Work out how many lines in the listing below include the word "React"; answer with the number alone.

Entries with page source code:
— start —
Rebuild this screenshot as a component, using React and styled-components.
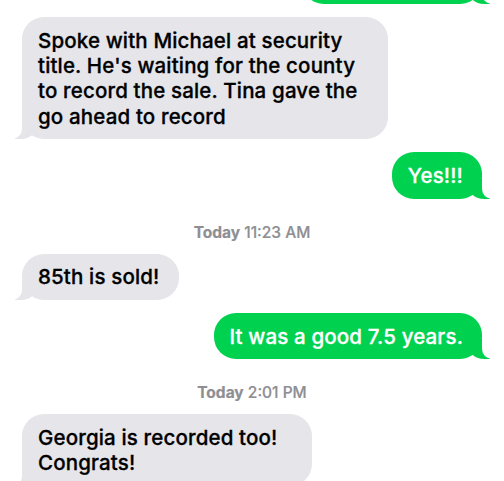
import React from 'react'
import styled, { createGlobalStyle, css } from 'styled-components'

const GlobalStyle = createGlobalStyle`
  html, body {
    margin: 0;
    padding: 0;
    background: #ffffff;
  }
  body {
    font-family: Inter, "Noto Sans", "Liberation Sans", sans-serif;
    -webkit-font-smoothing: antialiased;
  }
`

const StyledThread = styled.div`
  width: 504px;
  height: 481px;
  overflow: hidden;
  box-sizing: border-box;
  padding: 0 22px;
  display: flex;
  flex-direction: column;
  gap: 13px;
`

const StyledBubble = styled.div`
  position: relative;
  box-sizing: border-box;
  width: fit-content;
  max-width: 366px;
  padding: 10.5px 19px 10.5px 16px;
  border-radius: 22px;
  font-size: 20.5px;
  line-height: 25.3px;
  font-weight: 500;
  letter-spacing: 0.15px;
  -webkit-text-stroke: 0.3px currentColor;
  flex-shrink: 0;

  &::before,
  &::after {
    content: "";
    position: absolute;
    bottom: 0;
    height: 20px;
  }

  ${props => props.mine ? css`
    align-self: flex-end;
    background: #00d24f;
    color: #ffffff;
    &::before {
      right: -8px;
      width: 22px;
      background: #00d24f;
      border-bottom-left-radius: 16px 14px;
    }
    &::after {
      right: -26px;
      width: 26px;
      background: #ffffff;
      border-bottom-left-radius: 10px;
    }
  ` : css`
    align-self: flex-start;
    background: #e5e5ea;
    color: #000000;
    &::before {
      left: -7px;
      width: 22px;
      background: #e5e5ea;
      border-bottom-right-radius: 16px 14px;
    }
    &::after {
      left: -26px;
      width: 26px;
      background: #ffffff;
      border-bottom-right-radius: 10px;
    }
  `}

  ${props => props.cut && css`
    margin-top: -42px;
    width: 180px;
  `}
`

const StyledStamp = styled.div`
  text-align: center;
  font-size: 15.5px;
  line-height: 18px;
  font-weight: 500;
  color: #8e8e93;
  margin: 12px 0 -1px;
  flex-shrink: 0;
  -webkit-text-stroke: 0.2px currentColor;

  b {
    font-weight: 700;
  }
`

const messages = [
  { mine: true, cut: true, text: '\u00a0' },
  { text: "Spoke with Michael at security title. He's waiting for the county to record the sale. Tina gave the go ahead to record" },
  { mine: true, text: 'Yes!!!' },
  { stamp: ['Today', '11:23 AM'] },
  { text: '85th is sold!' },
  { mine: true, text: 'It was a good 7.5 years.' },
  { stamp: ['Today', '2:01 PM'] },
  { text: 'Georgia is recorded too! Congrats!', width: 290 },
]

const App = () => {
  return (
    <>
      <GlobalStyle/>
      <StyledThread>
        {messages.map((m, i) => m.stamp
          ? <StyledStamp key={i}><b>{m.stamp[0]}</b> {m.stamp[1]}</StyledStamp>
          : <StyledBubble key={i} mine={m.mine} cut={m.cut}
                          style={m.width ? { maxWidth: m.width } : undefined}>{m.text}</StyledBubble>
        )}
      </StyledThread>
    </>
  )
}

export default App
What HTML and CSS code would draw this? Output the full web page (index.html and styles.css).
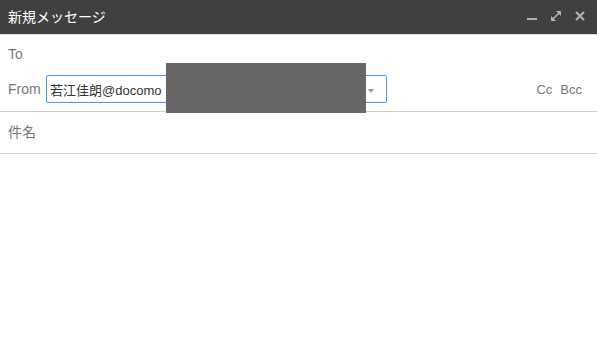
FILE: index.html
```html
<!DOCTYPE html>
<html lang="ja">
<head>
    <meta charset="UTF-8">
    <title>新規メッセージ</title>
    <link rel="stylesheet" href="styles.css">
</head>
<body>
    <div class="compose">
        <header class="compose-header">
            <h1 class="compose-title">新規メッセージ</h1>
            <div class="window-btns">
                <svg class="icon" width="12" height="12" viewBox="0 0 12 12">
                    <rect x="1" y="8" width="10" height="2" fill="currentColor"/>
                </svg>
                <svg class="icon" width="12" height="12" viewBox="0 0 12 12">
                    <path d="M3 9L9 3" stroke="currentColor" stroke-width="1.6"/>
                    <path d="M6 1H11V6Z" fill="currentColor"/>
                    <path d="M1 6V11H6Z" fill="currentColor"/>
                </svg>
                <svg class="icon" width="12" height="12" viewBox="0 0 12 12">
                    <path d="M2 2L10 10M10 2L2 10" stroke="currentColor" stroke-width="2"/>
                </svg>
            </div>
        </header>

        <div class="recipients">
            <div class="to-row">To</div>
            <div class="from-row">
                <span class="field-label">From</span>
                <div class="from-select">
                    <span class="from-value">若江佳朗@docomo</span>
                    <span class="caret"></span>
                </div>
                <div class="cc-links">
                    <span>Cc</span>
                    <span>Bcc</span>
                </div>
            </div>
            <div class="redacted"></div>
        </div>

        <div class="subject-row">件名</div>
    </div>
</body>
</html>
```

FILE: styles.css
```css
body {
    margin: 0;
    font-family: 'Liberation Sans', 'Noto Sans CJK JP', sans-serif;
    background-color: #ffffff;
    color: #777777;
}

.compose {
    width: 597px;
    height: 342px;
    position: relative;
}

/* --- Header --- */
.compose-header {
    height: 34px;
    background-color: #404040;
    border-bottom: 1px solid #d6d6d6;
    display: flex;
    align-items: center;
    justify-content: space-between;
    padding: 0 11px 0 8px;
}
.compose-title {
    margin: 0;
    font-size: 14px;
    font-weight: 400;
    color: #ffffff;
    margin-top: -3px;
}
.window-btns {
    display: flex;
    gap: 12px;
    color: #b3b3b3;
    margin-top: -2px;
}

/* --- Recipients --- */
.recipients {
    position: relative;
    border-bottom: 1px solid #cfcfcf;
    padding: 0 15px 8px 8px;
}
.to-row {
    font-size: 14px;
    line-height: 20px;
    padding-top: 9px;
}
.from-row {
    display: flex;
    align-items: center;
    margin-top: 11px;
}
.field-label { font-size: 14px; width: 38px; }
.from-select {
    width: 324px;
    height: 26px;
    border: 1px solid #4d90fe;
    border-radius: 2px;
    display: flex;
    align-items: center;
    justify-content: space-between;
    padding: 0 12px 0 3px;
    margin-right: auto;
}
.from-value { font-size: 13px; color: #333333; }
.caret {
    width: 0;
    height: 0;
    border-left: 3px solid transparent;
    border-right: 3px solid transparent;
    border-top: 4px solid #999999;
    margin-top: 3px;
}
.cc-links {
    display: flex;
    gap: 8px;
    font-size: 13px;
}
.redacted {
    position: absolute;
    left: 166px;
    top: 28px;
    width: 200px;
    height: 50px;
    background-color: #666666;
}

/* --- Subject --- */
.subject-row {
    height: 41px;
    line-height: 41px;
    padding-left: 8px;
    font-size: 14px;
    border-bottom: 1px solid #cfcfcf;
}
```
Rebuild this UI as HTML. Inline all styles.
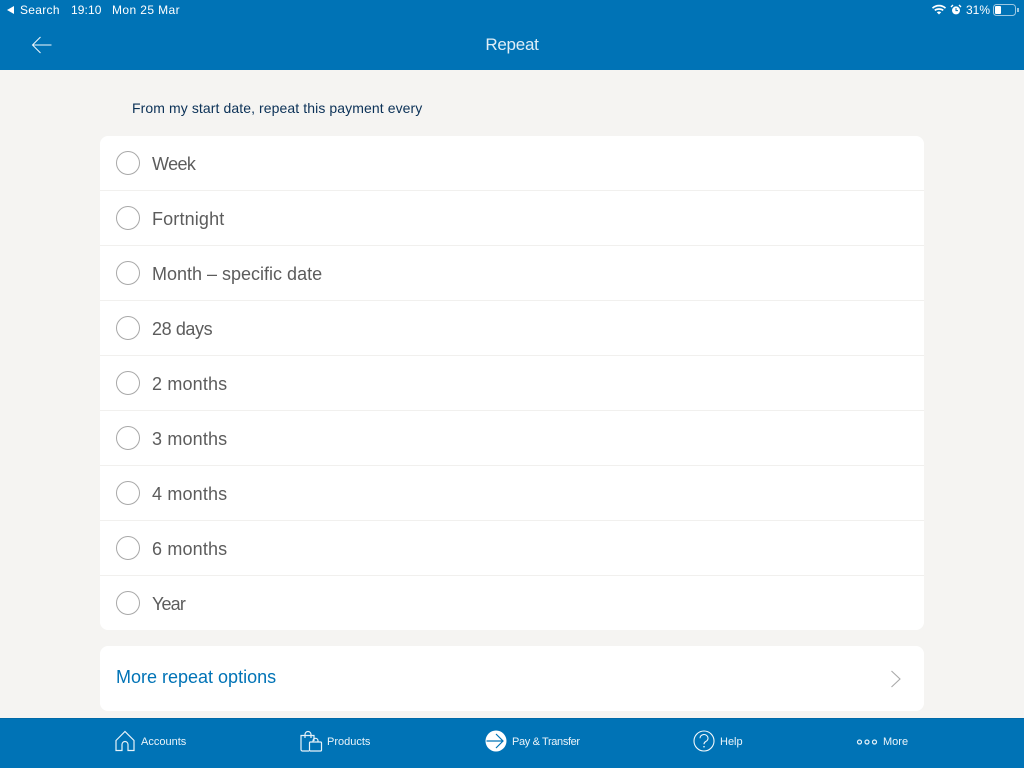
<!DOCTYPE html>
<html lang="en"><head><meta charset="utf-8"><title>Repeat</title>
<style>
*{box-sizing:border-box}
html,body{margin:0;padding:0}
body{width:1024px;height:768px;overflow:hidden;position:relative;background:#f5f4f2;font-family:"Liberation Sans",sans-serif}
.a{position:absolute;white-space:nowrap}
.header{left:0;top:0;width:1024px;height:70px;background:#0073b6}
.st{color:#fff;font-size:12px;line-height:14px;top:3px}
.card{background:#fff;border-radius:8px;left:100px;width:824px}
.row{left:0;width:824px;height:55px;border-bottom:1px solid #f1f0ee}
.radio{left:16px;top:15px;width:24px;height:24px;border:1px solid #a8a8a8;border-radius:50%}
.lab{left:52px;top:17px;font-size:18px;line-height:22px;color:#5c5c5c}
.m{letter-spacing:.16px}
.nav{left:0;top:718px;width:1024px;height:50px;background:#0073b6;border-top:1px solid #0069a8}
.nl{color:#eaf4fa;font-size:11px;line-height:14px;top:16px}
</style></head><body>
<div class="a header"></div>
<svg class="a" style="left:5px;top:4px" width="12" height="12"><path d="M2 6 9 2V10Z" fill="#fff"/></svg>
<div class="a st" style="left:20px;letter-spacing:.3px">Search</div>
<div class="a st" style="left:71px;letter-spacing:.1px">19:10</div>
<div class="a st" style="left:112px;letter-spacing:.4px">Mon 25 Mar</div>
<svg class="a" style="left:931px;top:3px" width="16" height="13" viewBox="0 0 16 13" fill="none" stroke="#fff" stroke-width="1.7"><path d="M1.500 5.200C5 1.800 11 1.800 14.500 5.200M3.800 7.400C6 5.500 10 5.500 12.200 7.400"/><path d="M8 11.500 5.800 9.300C7 8.300 9 8.300 10.200 9.300Z" fill="#fff" stroke="none"/></svg>
<svg class="a" style="left:950px;top:4px" width="12" height="12" viewBox="0 0 12 12"><circle cx="6" cy="6.400" r="4" fill="#fff"/><path d="M6 4V6.600H8" stroke="#0073b6" fill="none"/><path d="M1 3 3 1M11 3 9 1" stroke="#fff" stroke-width="1.400"/></svg>
<div class="a st" style="left:966px">31%</div>
<div class="a" style="left:993px;top:4px;width:23px;height:12px;border:1px solid #9cc8e2;border-radius:3.500px"></div>
<div class="a" style="left:995px;top:6px;width:6px;height:8px;background:#fff;border-radius:1px"></div>
<div class="a" style="left:1017px;top:8px;width:1.500px;height:4px;background:#9cc8e2"></div>
<svg class="a" style="left:30px;top:35px" width="24" height="20" viewBox="0 0 24 20" fill="none" stroke="#f2f8fc" stroke-width="1"><path d="M21.500 10H2.500M10.500 2 2.500 10 10.500 18"/></svg>
<div class="a" style="left:0;width:1024px;top:35px;text-align:center;color:#dfeef7;font-size:17px;line-height:20px;letter-spacing:-.25px">Repeat</div>

<div class="a" style="left:132px;top:100px;color:#0b3157;font-size:14px;line-height:17px;letter-spacing:.09px">From my start date, repeat this payment every</div>

<div class="a card" style="top:136px;height:494px">
<div class="a row" style="top:0"><div class="a radio"></div><div class="a lab" style="letter-spacing:-.6px">Week</div></div>
<div class="a row" style="top:55px"><div class="a radio"></div><div class="a lab" style="letter-spacing:.15px">Fortnight</div></div>
<div class="a row" style="top:110px"><div class="a radio"></div><div class="a lab">Month – specific date</div></div>
<div class="a row" style="top:165px"><div class="a radio"></div><div class="a lab" style="letter-spacing:-.4px">28 days</div></div>
<div class="a row" style="top:220px"><div class="a radio"></div><div class="a lab m">2 months</div></div>
<div class="a row" style="top:275px"><div class="a radio"></div><div class="a lab m">3 months</div></div>
<div class="a row" style="top:330px"><div class="a radio"></div><div class="a lab m">4 months</div></div>
<div class="a row" style="top:385px"><div class="a radio"></div><div class="a lab m">6 months</div></div>
<div class="a row" style="top:440px;border-bottom:0"><div class="a radio"></div><div class="a lab" style="letter-spacing:-.85px">Year</div></div>
</div>

<div class="a card" style="top:646px;height:65px">
<div class="a" style="left:16px;top:20px;font-size:18px;line-height:22px;color:#0073b6">More repeat options</div>
<svg class="a" style="left:788px;top:23px" width="16" height="20" viewBox="0 0 16 20" fill="none" stroke="#a9a9a9" stroke-width="1.100"><path d="M3.500 2 12 10 3.500 18"/></svg>
</div>

<div class="a nav"></div>
<svg class="a" style="left:114px;top:729px" width="22" height="24" viewBox="0 0 22 24" fill="none" stroke="#e6f2f9" stroke-width="1.200"><path d="M2 11.500 11 2.500 20 11.500V21.500H14V15.500A3 3 0 0 0 8 15.500V21.500H2Z"/></svg>
<div class="a nl" style="left:141px;top:735px">Accounts</div>
<svg class="a" style="left:300px;top:730px" width="24" height="24" viewBox="0 0 24 24" fill="none" stroke="#e6f2f9" stroke-width="1.200"><path d="M9 21H2.500A1.500 1.500 0 0 1 1 19.500V5.500H14V11"/><path d="M5 8V4.500A3 3 0 0 1 11 4.500V8"/><rect x="9.500" y="12" width="12" height="9" rx="1"/><path d="M13 12V10.800A2.500 2.500 0 0 1 18 10.800V12"/></svg>
<div class="a nl" style="left:327px;top:735px">Products</div>
<svg class="a" style="left:485px;top:730px" width="22" height="22" viewBox="0 0 22 22"><circle cx="11" cy="11" r="10.500" fill="#fff"/><path d="M1.500 11H18M11 4 18 11 11 18" fill="none" stroke="#0073b6" stroke-width="1.200"/></svg>
<div class="a nl" style="left:512px;top:735px;letter-spacing:-.36px">Pay &amp; Transfer</div>
<svg class="a" style="left:693px;top:730px" width="22" height="22" viewBox="0 0 22 22" fill="none" stroke="#f0f7fb" stroke-width="1.100"><circle cx="11" cy="11" r="10"/><path d="M7 8.200A4 3.700 0 1 1 12.800 11.500C11.500 12.200 11 12.800 11 14.300"/><path d="M11 16V17.400" stroke-width="1.400"/></svg>
<div class="a nl" style="left:720px;top:735px">Help</div>
<svg class="a" style="left:856px;top:737px" width="22" height="10" viewBox="0 0 22 10" fill="none" stroke="#e6f2f9" stroke-width="1.200"><circle cx="3.500" cy="5" r="2"/><circle cx="11" cy="5" r="2"/><circle cx="18.500" cy="5" r="2"/></svg>
<div class="a nl" style="left:883px;top:735px">More</div>
</body></html>
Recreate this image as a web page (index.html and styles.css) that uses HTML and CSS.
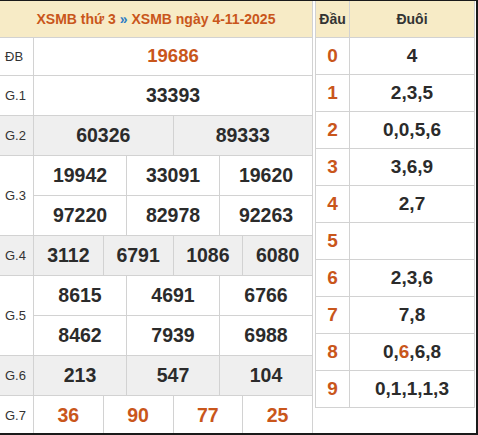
FILE: index.html
```html
<!DOCTYPE html>
<html>
<head>
<meta charset="utf-8">
<link rel="stylesheet" href="styles.css">
</head>
<body>
<div class="frame">
  <table class="kq">
    <colgroup>
      <col class="c-lbl">
      <col><col><col><col><col><col><col><col><col><col><col><col>
    </colgroup>
    <tr class="head"><th colspan="13">XSMB thứ 3 <span class="sep">»</span> XSMB ngày 4-11-2025</th></tr>
    <tr class="r-db"><td class="lbl">ĐB</td><td colspan="12" class="num red db">19686</td></tr>
    <tr><td class="lbl">G.1</td><td colspan="12" class="num">33393</td></tr>
    <tr class="gray"><td class="lbl">G.2</td><td colspan="6" class="num">60326</td><td colspan="6" class="num">89333</td></tr>
    <tr><td class="lbl" rowspan="2">G.3</td><td colspan="4" class="num">19942</td><td colspan="4" class="num">33091</td><td colspan="4" class="num">19620</td></tr>
    <tr><td colspan="4" class="num">97220</td><td colspan="4" class="num">82978</td><td colspan="4" class="num">92263</td></tr>
    <tr class="gray"><td class="lbl">G.4</td><td colspan="3" class="num">3112</td><td colspan="3" class="num">6791</td><td colspan="3" class="num">1086</td><td colspan="3" class="num">6080</td></tr>
    <tr><td class="lbl" rowspan="2">G.5</td><td colspan="4" class="num">8615</td><td colspan="4" class="num">4691</td><td colspan="4" class="num">6766</td></tr>
    <tr><td colspan="4" class="num">8462</td><td colspan="4" class="num">7939</td><td colspan="4" class="num">6988</td></tr>
    <tr class="gray"><td class="lbl">G.6</td><td colspan="4" class="num">213</td><td colspan="4" class="num">547</td><td colspan="4" class="num">104</td></tr>
    <tr><td class="lbl">G.7</td><td colspan="3" class="num red">36</td><td colspan="3" class="num red">90</td><td colspan="3" class="num red">77</td><td colspan="3" class="num red">25</td></tr>
  </table>
  <table class="loto">
    <colgroup><col class="c-dau"><col></colgroup>
    <tr class="head"><th>Đầu</th><th>Đuôi</th></tr>
    <tr><td class="dau">0</td><td class="duoi">4</td></tr>
    <tr><td class="dau">1</td><td class="duoi">2,3,5</td></tr>
    <tr><td class="dau">2</td><td class="duoi">0,0,5,6</td></tr>
    <tr><td class="dau">3</td><td class="duoi">3,6,9</td></tr>
    <tr><td class="dau">4</td><td class="duoi">2,7</td></tr>
    <tr><td class="dau">5</td><td class="duoi"></td></tr>
    <tr><td class="dau">6</td><td class="duoi">2,3,6</td></tr>
    <tr><td class="dau">7</td><td class="duoi">7,8</td></tr>
    <tr><td class="dau">8</td><td class="duoi">0,<span class="hl">6</span>,6,8</td></tr>
    <tr><td class="dau">9</td><td class="duoi">0,1,1,1,3</td></tr>
  </table>
</div>
</body>
</html>
```

FILE: styles.css
```css
* { box-sizing: border-box; }
html, body { margin: 0; padding: 0; background: #fff; }
body { font-family: "Liberation Sans", Arial, sans-serif; color: #333; }

.frame {
  width: 478px;
  height: 435px;
  border-top: 1px solid #1a1a1a;
  border-right: 2px solid #1a1a1a;
  border-bottom: 2px solid #1a1a1a;
  overflow: hidden;
  display: flex;
  align-items: flex-start;
  gap: 2px;
}

table {
  border-collapse: collapse;
  table-layout: fixed;
}

td, th {
  border: 1px solid #d2d2d2;
  padding: 0;
  text-align: center;
  vertical-align: middle;
}

.kq { width: 314px; flex: none; margin-left: -1px; }
.kq .c-lbl { width: 34px; }
.kq tr { height: 40px; }
.kq tr.head { height: 36px; }
.kq tr.r-db { height: 38px; }
.kq tr:first-child th { border-top: none; }

.head th {
  background: #f7ebc6;
  color: #c9561b;
  font-weight: bold;
  font-size: 14px;
}
.head .sep { color: #2d7dc4; }

.lbl {
  font-size: 13px;
  text-align: left;
  padding-left: 5px;
  color: #333;
  font-weight: normal;
}

.num {
  font-size: 19.5px;
  font-weight: bold;
  color: #2b2b2b;
}
.num.red { color: #c9561b; }
.num.db { font-size: 18.5px; }
.gray td { background: #efefef; }

.loto { width: 160px; flex: none; }
.loto .c-dau { width: 34px; }
.loto tr { height: 37px; }
.loto tr.head { height: 36px; }
.loto tr:first-child th { border-top: none; }
.loto .head th { color: #333; font-size: 14px; }
.dau { color: #c9561b; font-weight: bold; font-size: 19px; }
.duoi { color: #2b2b2b; font-weight: bold; font-size: 19px; }
.hl { color: #c9561b; }
```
— end —
## [FULL ANSWER]
2